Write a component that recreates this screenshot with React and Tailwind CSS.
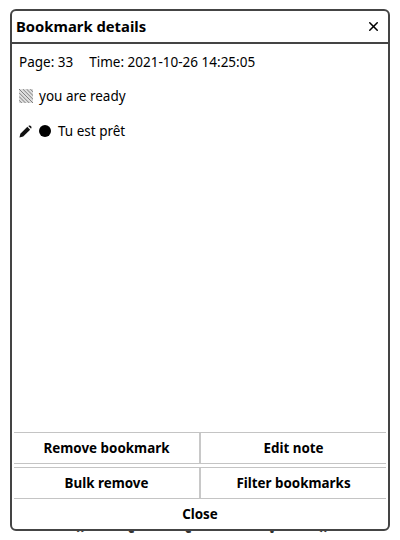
import { X } from "lucide-react";

function Btn({ label, left }) {
  return (
    <button className={`flex-1 h-full pt-px font-bold text-[13.4px] text-black ${left ? "border-r-2 border-[#c8c8c8]" : ""}`}>
      {label}
    </button>
  );
}

function Hatch() {
  return (
    <svg width="14" height="14" viewBox="0 0 15 15" className="shrink-0">
      <rect width="15" height="15" fill="#dedede" />
      <path
        d="M0 3L3 0M0 7L7 0M0 11L11 0M0 15L15 0M4 15L15 4M8 15L15 8M12 15L15 12"
        transform="matrix(-1 0 0 1 15 0)"
        stroke="#777"
        strokeWidth="1"
        fill="none"
      />
    </svg>
  );
}

function Pencil() {
  return (
    <svg width="13" height="13" viewBox="0 0 14 14" className="shrink-0">
      <path d="M0.5 13.5L1.5 9.5L9 2L12 5L4.5 12.5Z" fill="#111" />
      <path d="M10 1L11 0.5Q11.7 0.3 12.3 0.8L13.2 1.7Q13.7 2.3 13.4 3L13 4L10 1Z" fill="#111" />
    </svg>
  );
}

export default function App() {
  return (
    <div className="relative w-[400px] h-[540px] bg-white overflow-hidden font-['Noto_Sans',sans-serif] text-black">
      {/* page text sticking out under the dialog, only the bottom of it shows */}
      <div className="absolute left-[74px] top-[516px] h-[17px] overflow-hidden flex text-[17px] font-bold leading-[22px] text-[#333]">
        <span className="w-[53px]">«</span>
        <span className="w-[57px]">t</span>
        <span className="w-[83px]">t</span>
        <span className="w-[52px]">y</span>
        <span>»</span>
      </div>

      <div className="relative mt-[9px] ml-[10px] w-[380px] h-[522px] bg-white border-2 border-[#444] rounded-[6px] flex flex-col">
        <div className="h-[33px] shrink-0 border-b-2 border-[#444] flex items-center justify-between pl-[4px] pr-[7px]">
          <span className="font-bold text-[14.8px]">Bookmark details</span>
          <X size={15} strokeWidth={2.4} />
        </div>

        <div className="flex-1 pl-[7px] pt-[8px] text-[13.5px]">
          <div className="flex gap-[16px] h-[20px] items-center">
            <span>Page: 33</span>
            <span>Time: 2021-10-26 14:25:05</span>
          </div>
          <div className="flex items-center gap-[6px] mt-[14px] h-[20px]">
            <Hatch />
            <span>you are ready</span>
          </div>
          <div className="flex items-center mt-[15px] h-[20px]">
            <Pencil />
            <span className="w-[12px] h-[12px] rounded-full bg-black ml-[7px] mr-[7px]" />
            <span>Tu est prêt</span>
          </div>
        </div>

        <div className="mx-[2px] shrink-0 text-center">
          <div className="flex h-[32px] border-y border-[#c4c4c4]">
            <Btn label="Remove bookmark" left />
            <Btn label="Edit note" />
          </div>
          <div className="flex h-[32px] border-y border-[#c4c4c4] mt-[3px]">
            <Btn label="Bulk remove" left />
            <Btn label="Filter bookmarks" />
          </div>
          <button className="w-full h-[30px] pt-px font-bold text-[13.4px]">Close</button>
        </div>
      </div>
    </div>
  );
}
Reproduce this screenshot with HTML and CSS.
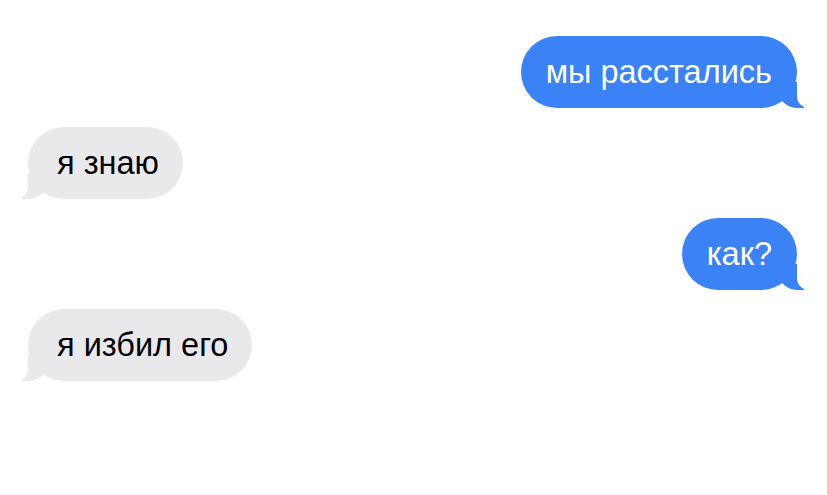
FILE: index.html
```html
<!DOCTYPE html>
<html lang="ru">
<head>
<meta charset="utf-8">
<title>Чат</title>
<link rel="stylesheet" href="styles.css">
</head>
<body>
<div class="chat">
  <div class="msg sent">мы расстались</div>
  <div class="msg recv">я знаю</div>
  <div class="msg sent">как?</div>
  <div class="msg recv">я избил его</div>
</div>
</body>
</html>
```
FILE: styles.css
```css
html, body {
  margin: 0;
  padding: 0;
  background: #ffffff;
}
.chat {
  display: flex;
  flex-direction: column;
  gap: 19px;
  padding: 36px 30px 0 28px;
  font-family: "Liberation Sans", Arial, sans-serif;
}
.msg {
  position: relative;
  height: 72px;
  line-height: 72px;
  border-radius: 36px;
  font-size: 32.5px;
  white-space: nowrap;
}
.sent {
  align-self: flex-end;
  padding: 0 25px;
  background: #3b82f6;
  color: #ffffff;
}
.recv {
  align-self: flex-start;
  padding: 0 24px 0 29px;
  background: #e9e9eb;
  color: #000000;
}
.msg::before,
.msg::after {
  content: "";
  position: absolute;
  bottom: 0;
  height: 26px;
}
.sent::before {
  right: -7px;
  width: 26px;
  background: #3b82f6;
  border-bottom-left-radius: 20px 18px;
}
.sent::after {
  right: -30px;
  width: 30px;
  background: #ffffff;
  border-bottom-left-radius: 12px;
}
.recv::before {
  left: -6px;
  width: 26px;
  background: #e9e9eb;
  border-bottom-right-radius: 20px 18px;
}
.recv::after {
  left: -30px;
  width: 30px;
  background: #ffffff;
  border-bottom-right-radius: 12px;
}
```
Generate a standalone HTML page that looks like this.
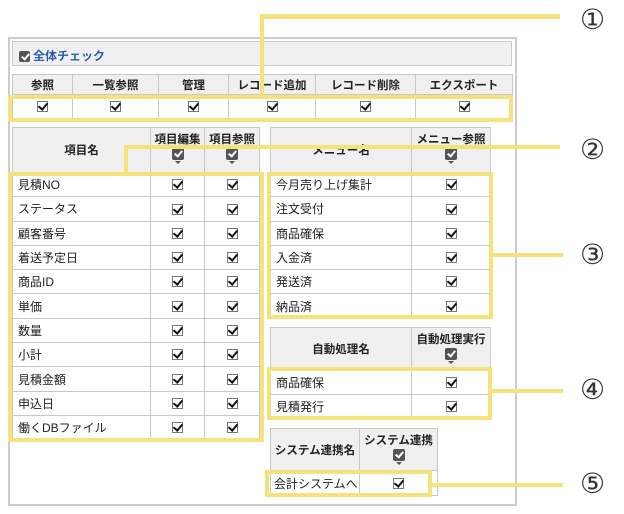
<!DOCTYPE html>
<html><head><meta charset="utf-8"><style>
*{margin:0;padding:0;box-sizing:border-box}
body{width:624px;height:514px;background:#fff;position:relative;overflow:hidden;font-family:"Liberation Sans","Noto Sans CJK JP",sans-serif;color:#222}
.abs{position:absolute}
table{position:absolute;border-collapse:collapse;table-layout:fixed;font-size:11px}
td,th{border:1px solid #c8c8c8;padding:0;text-align:center;vertical-align:middle}
th{background:#f0f0f0;font-weight:bold;font-size:11.5px;white-space:nowrap}
td.l{text-align:left;padding-left:5px;font-size:12px;white-space:nowrap}
.cb{display:inline-block;width:11px;height:11px;border:1px solid #777;background:#fff;position:relative;vertical-align:middle}
.cb:after{content:"";position:absolute;left:2px;top:-1px;width:4px;height:7px;border:solid #111;border-width:0 2px 2px 0;transform:rotate(40deg)}
.hc{display:block;margin:1px auto 0;width:12px;height:12px;background:#555;border-radius:2px;position:relative}
.hc:after{content:"";position:absolute;left:4px;top:1px;width:3px;height:6px;border:solid #fff;border-width:0 2px 2px 0;transform:rotate(40deg)}
.tri{display:block;margin:1px auto 0;width:0;height:0;border-left:3px solid transparent;border-right:3px solid transparent;border-top:3px solid #555}
.y{position:absolute;background:#f4e27a}
.yb{position:absolute;border:4px solid #f4e27a}
.n{position:absolute;font-size:28px;line-height:28px;color:#333;font-family:"DejaVu Sans",sans-serif}
</style></head><body>
<div class="abs" style="left:8px;top:37px;width:509px;height:469px;border:2px solid #ccc"></div>
<div class="abs" style="left:12px;top:41px;width:500px;height:25px;background:#f0f0f0;border:1px solid #ccc;font-size:12px;font-weight:bold;color:#2a5db0;padding:5px 0 0 6px"><span class="hc" style="display:inline-block;vertical-align:-2px;margin:0 3px 0 0;width:11px;height:11px"></span>全体チェック</div>

<table style="left:12px;top:74px;width:500px">
<colgroup><col style="width:60px"><col style="width:86px"><col style="width:70px"><col style="width:87px"><col style="width:100px"><col style="width:97px"></colgroup>
<tr style="height:20px"><th>参照</th><th>一覧参照</th><th>管理</th><th>レコード追加</th><th>レコード削除</th><th>エクスポート</th></tr>
<tr style="height:24px"><td><span class="cb"></span></td><td><span class="cb"></span></td><td><span class="cb"></span></td><td><span class="cb"></span></td><td><span class="cb"></span></td><td><span class="cb"></span></td></tr>
</table>

<table style="left:12px;top:127px;width:247px">
<colgroup><col style="width:138px"><col style="width:54px"><col style="width:55px"></colgroup>
<tr style="height:45px"><th>項目名</th><th style="vertical-align:top;padding-top:3px">項目編集<span class="hc"></span><span class="tri"></span></th><th style="vertical-align:top;padding-top:3px">項目参照<span class="hc"></span><span class="tri"></span></th></tr>
<tr style="height:24.3px"><td class="l">見積NO</td><td><span class="cb"></span></td><td><span class="cb"></span></td></tr>
<tr style="height:24.3px"><td class="l">ステータス</td><td><span class="cb"></span></td><td><span class="cb"></span></td></tr>
<tr style="height:24.3px"><td class="l">顧客番号</td><td><span class="cb"></span></td><td><span class="cb"></span></td></tr>
<tr style="height:24.3px"><td class="l">着送予定日</td><td><span class="cb"></span></td><td><span class="cb"></span></td></tr>
<tr style="height:24.3px"><td class="l">商品ID</td><td><span class="cb"></span></td><td><span class="cb"></span></td></tr>
<tr style="height:24.3px"><td class="l">単価</td><td><span class="cb"></span></td><td><span class="cb"></span></td></tr>
<tr style="height:24.3px"><td class="l">数量</td><td><span class="cb"></span></td><td><span class="cb"></span></td></tr>
<tr style="height:24.3px"><td class="l">小計</td><td><span class="cb"></span></td><td><span class="cb"></span></td></tr>
<tr style="height:24.3px"><td class="l">見積金額</td><td><span class="cb"></span></td><td><span class="cb"></span></td></tr>
<tr style="height:24.3px"><td class="l">申込日</td><td><span class="cb"></span></td><td><span class="cb"></span></td></tr>
<tr style="height:24.3px"><td class="l">働くDBファイル</td><td><span class="cb"></span></td><td><span class="cb"></span></td></tr>
</table>

<table style="left:270px;top:127px;width:220px">
<colgroup><col style="width:141px"><col style="width:79px"></colgroup>
<tr style="height:45px"><th>メニュー名</th><th style="vertical-align:top;padding-top:3px">メニュー参照<span class="hc"></span><span class="tri"></span></th></tr>
<tr style="height:24.3px"><td class="l">今月売り上げ集計</td><td><span class="cb"></span></td></tr>
<tr style="height:24.3px"><td class="l">注文受付</td><td><span class="cb"></span></td></tr>
<tr style="height:24.3px"><td class="l">商品確保</td><td><span class="cb"></span></td></tr>
<tr style="height:24.3px"><td class="l">入金済</td><td><span class="cb"></span></td></tr>
<tr style="height:24.3px"><td class="l">発送済</td><td><span class="cb"></span></td></tr>
<tr style="height:24.3px"><td class="l">納品済</td><td><span class="cb"></span></td></tr>
</table>

<table style="left:270px;top:327px;width:220px">
<colgroup><col style="width:141px"><col style="width:79px"></colgroup>
<tr style="height:43px"><th>自動処理名</th><th style="vertical-align:top;padding-top:3px">自動処理実行<span class="hc"></span><span class="tri"></span></th></tr>
<tr style="height:24px"><td class="l">商品確保</td><td><span class="cb"></span></td></tr>
<tr style="height:24px"><td class="l">見積発行</td><td><span class="cb"></span></td></tr>
</table>

<table style="left:270px;top:428px;width:167px">
<colgroup><col style="width:89px"><col style="width:78px"></colgroup>
<tr style="height:42px"><th>システム連携名</th><th style="vertical-align:top;padding-top:3px">システム連携<span class="hc"></span><span class="tri"></span></th></tr>
<tr style="height:25px"><td class="l" style="padding-left:3px">会計システムへ</td><td><span class="cb"></span></td></tr>
</table>

<div class="yb" style="left:8px;top:95px;width:505px;height:27px"></div>
<div class="y" style="left:260px;top:14px;width:4px;height:82px"></div>
<div class="y" style="left:260px;top:14px;width:300px;height:5px"></div>
<div class="n" style="left:580px;top:6px">①</div>

<div class="yb" style="left:8px;top:172px;width:256px;height:270px"></div>
<div class="y" style="left:124px;top:145px;width:4px;height:30px"></div>
<div class="y" style="left:124px;top:145px;width:436px;height:4px"></div>
<div class="n" style="left:580px;top:136px">②</div>

<div class="yb" style="left:267px;top:172px;width:226px;height:147px"></div>
<div class="y" style="left:493px;top:253px;width:70px;height:4px"></div>
<div class="n" style="left:580px;top:241px">③</div>

<div class="yb" style="left:267px;top:367px;width:225px;height:53px"></div>
<div class="y" style="left:492px;top:389px;width:71px;height:4px"></div>
<div class="n" style="left:580px;top:376px">④</div>

<div class="yb" style="left:265px;top:470px;width:167px;height:27px"></div>
<div class="y" style="left:432px;top:483px;width:131px;height:4px"></div>
<div class="n" style="left:580px;top:470px">⑤</div>
</body></html>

→ **GIVEN TASK**
Find the lines containing "with" and pull them out.

→ **THE SOLUTION**
Write a component that recreates this screenshot with React and Tailwind CSS.
Reproduce this screenshot with HTML and CSS.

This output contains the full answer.